Kazakhstan is part of what many like to call a circle of influence in a region which includes some tough neighbours: Pakistan and Afghanistan. Like everywhere else, the meeting rooms and coffee bars of the giant Independence Hall in Astana were filled with side-bar conversations about the death of Osama Bin Laden and the chain reaction it may set off.

Nobel Prize winner and the man known as the “Father of the Euro” Robert Mundell says a long-term risk has been removed for the West, but that near-term risk is not reduced following immediate calls for retaliation. After discussions with two dozen global players at the forum, it was abundantly clear that the 24 hour rally in the dollar and the subsequent fall in commodity prices would be short lived.

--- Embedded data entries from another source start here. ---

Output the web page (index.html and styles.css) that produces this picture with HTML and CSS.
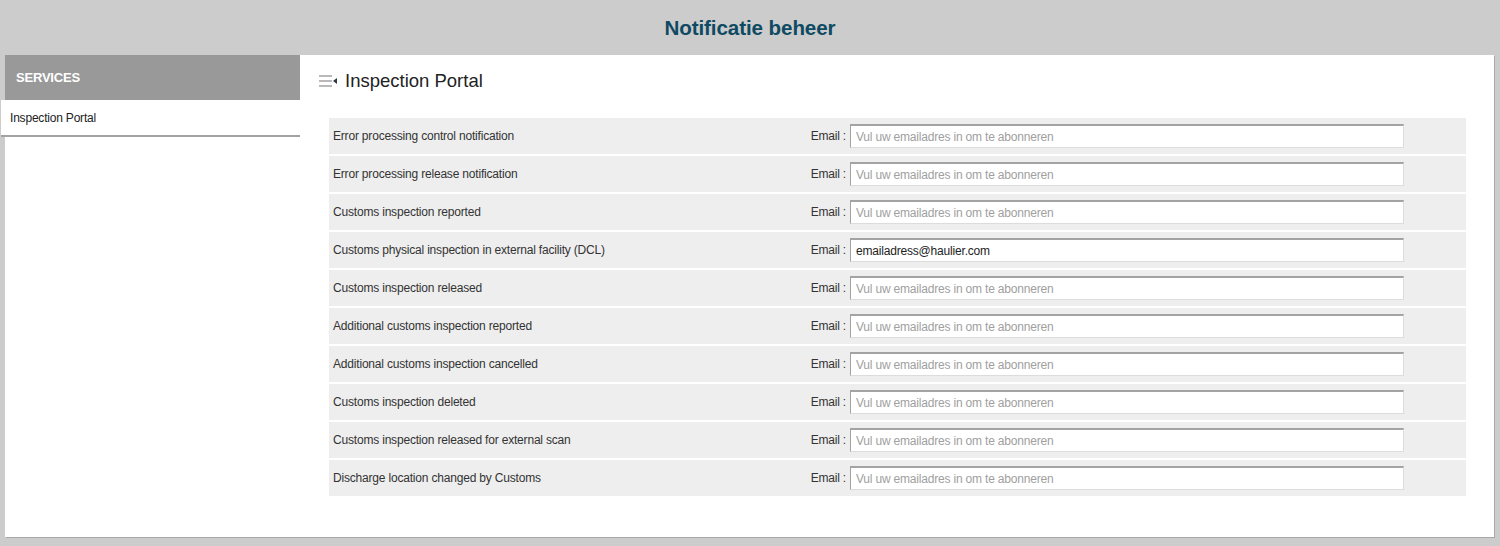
FILE: index.html
```html
<!DOCTYPE html>
<html lang="nl">
<head>
<meta charset="utf-8">
<title>Notificatie beheer</title>
<link rel="stylesheet" href="styles.css">
</head>
<body>
<header class="topbar"><h1 class="page-title">Notificatie beheer</h1></header>
<div class="panel">
  <aside class="sidebar">
    <div class="sidebar-head">SERVICES</div>
    <div class="sidebar-item">Inspection Portal</div>
  </aside>
  <main class="content">
    <div class="content-title">
      <svg class="menu-icon" width="18" height="14" viewBox="0 0 18 14">
        <rect x="0" y="1" width="13" height="2" fill="#b9b9b9"/>
        <rect x="0" y="6" width="13" height="2" fill="#b9b9b9"/>
        <rect x="0" y="11" width="13" height="2" fill="#b9b9b9"/>
        <polygon points="14,7 18,4 18,10" fill="#2d3a44"/>
      </svg>
      <h2>Inspection Portal</h2>
    </div>
    <div class="rows">
      <div class="row"><span class="label">Error processing control notification</span><span class="email">Email :</span><input class="field" placeholder="Vul uw emailadres in om te abonneren"></div>
      <div class="row"><span class="label">Error processing release notification</span><span class="email">Email :</span><input class="field" placeholder="Vul uw emailadres in om te abonneren"></div>
      <div class="row"><span class="label">Customs inspection reported</span><span class="email">Email :</span><input class="field" placeholder="Vul uw emailadres in om te abonneren"></div>
      <div class="row"><span class="label">Customs physical inspection in external facility (DCL)</span><span class="email">Email :</span><input class="field" value="emailadress@haulier.com" placeholder="Vul uw emailadres in om te abonneren"></div>
      <div class="row"><span class="label">Customs inspection released</span><span class="email">Email :</span><input class="field" placeholder="Vul uw emailadres in om te abonneren"></div>
      <div class="row"><span class="label">Additional customs inspection reported</span><span class="email">Email :</span><input class="field" placeholder="Vul uw emailadres in om te abonneren"></div>
      <div class="row"><span class="label">Additional customs inspection cancelled</span><span class="email">Email :</span><input class="field" placeholder="Vul uw emailadres in om te abonneren"></div>
      <div class="row"><span class="label">Customs inspection deleted</span><span class="email">Email :</span><input class="field" placeholder="Vul uw emailadres in om te abonneren"></div>
      <div class="row"><span class="label">Customs inspection released for external scan</span><span class="email">Email :</span><input class="field" placeholder="Vul uw emailadres in om te abonneren"></div>
      <div class="row"><span class="label">Discharge location changed by Customs</span><span class="email">Email :</span><input class="field" placeholder="Vul uw emailadres in om te abonneren"></div>
    </div>
  </main>
</div>
</body>
</html>
```
FILE: styles.css
```css
html, body {
  margin: 0;
  padding: 0;
}
body {
  background: #cccccc;
  font-family: "Liberation Sans", Arial, sans-serif;
  color: #333;
  height: 546px;
  overflow: hidden;
}
.topbar {
  height: 55px;
  display: flex;
  align-items: center;
  justify-content: center;
}
.page-title {
  margin: 0;
  font-size: 20.6px;
  font-weight: bold;
  color: #0f4a62;
  letter-spacing: -0.1px;
}
.panel {
  margin: 0 6px 0 5px;
  height: 482px;
  background: #fff;
  display: flex;
  box-shadow: 1px 1px 0 #a8a8a8;
}
.sidebar {
  width: 295px;
  flex: none;
}
.sidebar-head {
  height: 45px;
  background: #999999;
  color: #fff;
  font-weight: bold;
  font-size: 13px;
  letter-spacing: -0.2px;
  display: flex;
  align-items: center;
  padding-left: 11px;
}
.sidebar-item {
  margin-left: -4px;
  height: 35px;
  border-bottom: 2px solid #a2a2a2;
  background: #fff;
  font-size: 12px;
  letter-spacing: -0.2px;
  color: #222;
  display: flex;
  align-items: center;
  padding-left: 9px;
}
.content {
  flex: 1;
  padding: 12px 28px 0 29px;
}
.content-title {
  height: 28px;
  display: flex;
  align-items: center;
  gap: 8px;
  margin-left: -10px;
}
.menu-icon {
  flex: none;
}
.content-title h2 {
  margin: 0;
  font-size: 18.5px;
  font-weight: normal;
  color: #222;
}
.rows {
  margin-top: 23px;
  display: flex;
  flex-direction: column;
  gap: 2px;
}
.row {
  height: 36px;
  background: #eeeeee;
  display: grid;
  grid-template-columns: 1fr auto 554px;
  align-items: center;
  padding: 0 62px 0 4px;
  font-size: 12px;
  letter-spacing: -0.19px;
}
.label {
  color: #333;
}
.email {
  color: #333;
  padding-right: 4px;
}
.field {
  box-sizing: border-box;
  height: 24px;
  width: 554px;
  margin: 0;
  border-style: solid;
  border-width: 2px 1px 1px 1px;
  border-color: #a3a3a3 #dcdcdc #dcdcdc #a3a3a3;
  background: #fff;
  font-family: "Liberation Sans", Arial, sans-serif;
  font-size: 12px;
  letter-spacing: -0.19px;
  color: #222;
  padding: 0 5px;
  outline: none;
}
.field::placeholder {
  color: #a0a0a0;
}
```
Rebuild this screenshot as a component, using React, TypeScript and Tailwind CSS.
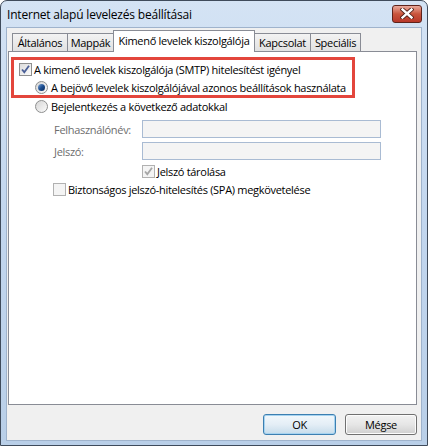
import React from "react";

const font = { fontFamily: '"Open Sans", "Noto Sans", sans-serif' };

function CheckBox({ checked, disabled }: { checked?: boolean; disabled?: boolean }) {
  return (
    <div
      className={`w-[13px] h-[13px] shrink-0 border flex items-center justify-center ${
        disabled ? "border-[#b1b1b1] bg-[#f4f4f4]" : "border-[#8e8f8f] bg-gradient-to-br from-[#dcdcdc] to-[#fbfbfb]"
      }`}
    >
      {checked && (
        <svg width="11" height="11" viewBox="0 0 11 11">
          <path
            d="M2 5.5 L4.3 8.2 L9 1.8"
            fill="none"
            stroke={disabled ? "#a6a6a6" : "#4a5f97"}
            strokeWidth="1.8"
          />
        </svg>
      )}
    </div>
  );
}

function Radio({ checked }: { checked?: boolean }) {
  return (
    <div className="w-[13px] h-[13px] shrink-0 rounded-full border border-[#8e8f8f] bg-gradient-to-br from-[#d6d6d6] to-[#fbfbfb] flex items-center justify-center">
      {checked && (
        <div className="w-[7px] h-[7px] rounded-full bg-gradient-to-br from-[#7aa3d4] via-[#1d4f91] to-[#0a2a5c]" />
      )}
    </div>
  );
}

const tabs = [
  { label: "Általános", w: "w-[56px]" },
  { label: "Mappák", w: "w-[47px]" },
];
const tabsAfter = [
  { label: "Kapcsolat", w: "w-[57px]" },
  { label: "Speciális", w: "w-[51px]" },
];

function Tab({ label, w }: { label: string; w: string }) {
  return (
    <div
      className={`${w} h-[18px] -ml-px first:ml-0 border border-b-0 border-[#898c95] bg-gradient-to-b from-[#f3f3f3] to-[#e1e1e1] flex items-center justify-center text-black`}
    >
      {label}
    </div>
  );
}

export default function App() {
  return (
    <div
      className="w-[428px] h-[446px] text-[11px] tracking-[-0.3px] leading-[13px] text-black select-none"
      style={font}
    >
      <div className="w-full h-full rounded-t-[7px] border border-[#3f4b5b] bg-gradient-to-b from-[#d4e3f4] via-[#c2d6ee] to-[#b9cfe8] flex flex-col">
        {/* Title bar */}
        <div className="h-[26px] flex items-center justify-between pl-[6px] pr-[5px] pt-[1px]">
          <span className="text-[12px] tracking-[-0.2px] text-black">Internet alapú levelezés beállításai</span>
          <div className="w-[30px] h-[18px] mt-[-2px] rounded-[3px] border border-[#5e231b] bg-gradient-to-b from-[#e8a99c] via-[#c9543c] to-[#b8382a] flex items-center justify-center">
            <svg width="14" height="11" viewBox="0 0 14 11">
              <path d="M2.5 1.5 L11.5 9.5 M11.5 1.5 L2.5 9.5" stroke="#4b1d16" strokeWidth="4.2" strokeLinecap="square" />
              <path d="M2.5 1.5 L11.5 9.5 M11.5 1.5 L2.5 9.5" stroke="#ffffff" strokeWidth="2.4" strokeLinecap="square" />
            </svg>
          </div>
        </div>

        {/* Client area */}
        <div className="flex-1 mx-[5px] mb-[4px] bg-[#f0f0f0] border border-[#9fb3cc] flex flex-col px-[1px]">
          {/* Tabs */}
          <div className="flex items-end h-[23px] pl-[4px]">
            {tabs.map((t) => (
              <Tab key={t.label} {...t} />
            ))}
            <div className="w-[142px] h-[22px] -ml-px -mb-px border border-b-0 border-[#898c95] bg-white flex items-center justify-center relative z-10 pb-[2px]">
              Kimenő levelek kiszolgálója
            </div>
            {tabsAfter.map((t) => (
              <Tab key={t.label} {...t} />
            ))}
          </div>

          {/* Panel */}
          <div className="w-[409px] h-[354px] bg-white border border-[#898c95] flex flex-col">
            <div className="ml-[2px] mt-[5px] w-[344px] h-[41px] border-[3px] border-[#e3463c] flex flex-col">
              <div className="flex items-center mt-[3px] pl-[5px] h-[13px] gap-[2px]">
                <CheckBox checked />
                <span>A kimenő levelek kiszolgálója (SMTP) hitelesítést igényel</span>
              </div>
              <div className="flex items-center mt-[5px] pl-[21px] h-[13px] gap-[3px]">
                <Radio checked />
                <span>A bejövő levelek kiszolgálójával azonos beállítások használata</span>
              </div>
            </div>

            <div className="flex items-center mt-[2px] pl-[26px] h-[13px] gap-[3px]">
              <Radio />
              <span>Bejelentkezés a következő adatokkal</span>
            </div>

            <div className="flex items-center mt-[7px] pl-[45px] h-[18px]">
              <span className="w-[88px] text-[#6d6d6d]">Felhasználónév:</span>
              <div className="w-[239px] h-[18px] border border-[#a9bbd3] bg-[#f4f4f4]" />
            </div>
            <div className="flex items-center mt-[4px] pl-[45px] h-[18px]">
              <span className="w-[88px] text-[#6d6d6d]">Jelszó:</span>
              <div className="w-[239px] h-[18px] border border-[#a9bbd3] bg-[#f4f4f4]" />
            </div>

            <div className="flex items-center mt-[5px] pl-[133px] h-[13px] gap-[2px]">
              <CheckBox checked disabled />
              <span>Jelszó tárolása</span>
            </div>
            <div className="flex items-center mt-[5px] pl-[44px] h-[13px] gap-[2px]">
              <CheckBox disabled />
              <span>Biztonságos jelszó-hitelesítés (SPA) megkövetelése</span>
            </div>
          </div>

          {/* Buttons */}
          <div className="flex justify-end gap-[9px] w-[409px] mt-[9px]">
            <button className="w-[73px] h-[21px] rounded-[3px] border border-[#3c7fb1] bg-gradient-to-b from-[#f2f8fc] via-[#e4eef6] to-[#c6dceb] shadow-[inset_0_0_0_1px_#a6d3f0] text-black">
              OK
            </button>
            <button className="w-[72px] h-[21px] rounded-[3px] border border-[#707070] bg-gradient-to-b from-[#f2f2f2] via-[#e6e6e6] to-[#cfcfcf] shadow-[inset_0_0_0_1px_#fcfcfc] text-black">
              Mégse
            </button>
          </div>
        </div>
      </div>
    </div>
  );
}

Miranda Xafa, global strategist with IJ Partners in Geneva, said the elimination of OBL will only embolden Al Qaeda even if it takes months if not longer for a major restructuring of its operations. More important to her and others I spoke with is the near-term outcome of the Arab uprisings, which is keeping a 10-15% premium on the price of crude.

Many expressed their deep concerns about Iran’s next moves after party unity in the Palestinian Territories between Fatah and Hamas – a deal brokered by Egypt no less. The simple translation for investors: More pressure will be applied against Israel, which will only ratchet up tensions in the Persian Gulf.

This scenario does not bode well for lower energy prices and the timing is precarious at best for the U.S. economy, which is sputtering as the Federal Reserve prepares to withdraw the record stimulus. I asked Sir James Mirless, another Nobel winner, if we are in the midst of structural change in America, with youth unemployment that rivals that of the Arab region. A recent U.S. study points to nearly a quarter of all 16-25 year olds as not working. Sir James, with his decades of hindsight, did not think so. Good old fashioned budget management and tax policy were the choices de jour for those in Astana.

Beyond the obvious security concerns sweeping the MENASA region at this juncture, the greatest worry was reserved for the ever-increasing mountains of debt in the U.S. and Europe. A $14 trillion U. S. federal debt pile is a steep hill to climb in a low growth, high unemployment climate. They chided lawmakers for thinking only in election cycles and not addressing the largest budget obligations, long-term pension and health care entitlements which continue to spiral out of control.

One potential net plus out of the “Business after Bin Laden” world is the possibility for a more unified approach in Washington D.C. After the elimination of one threat to security, could it be possible to chip away at a record debt which threatens the role of the U.S. dollar as the premiere reserve currency? The answer from the crossroads of East and West was a resounding no.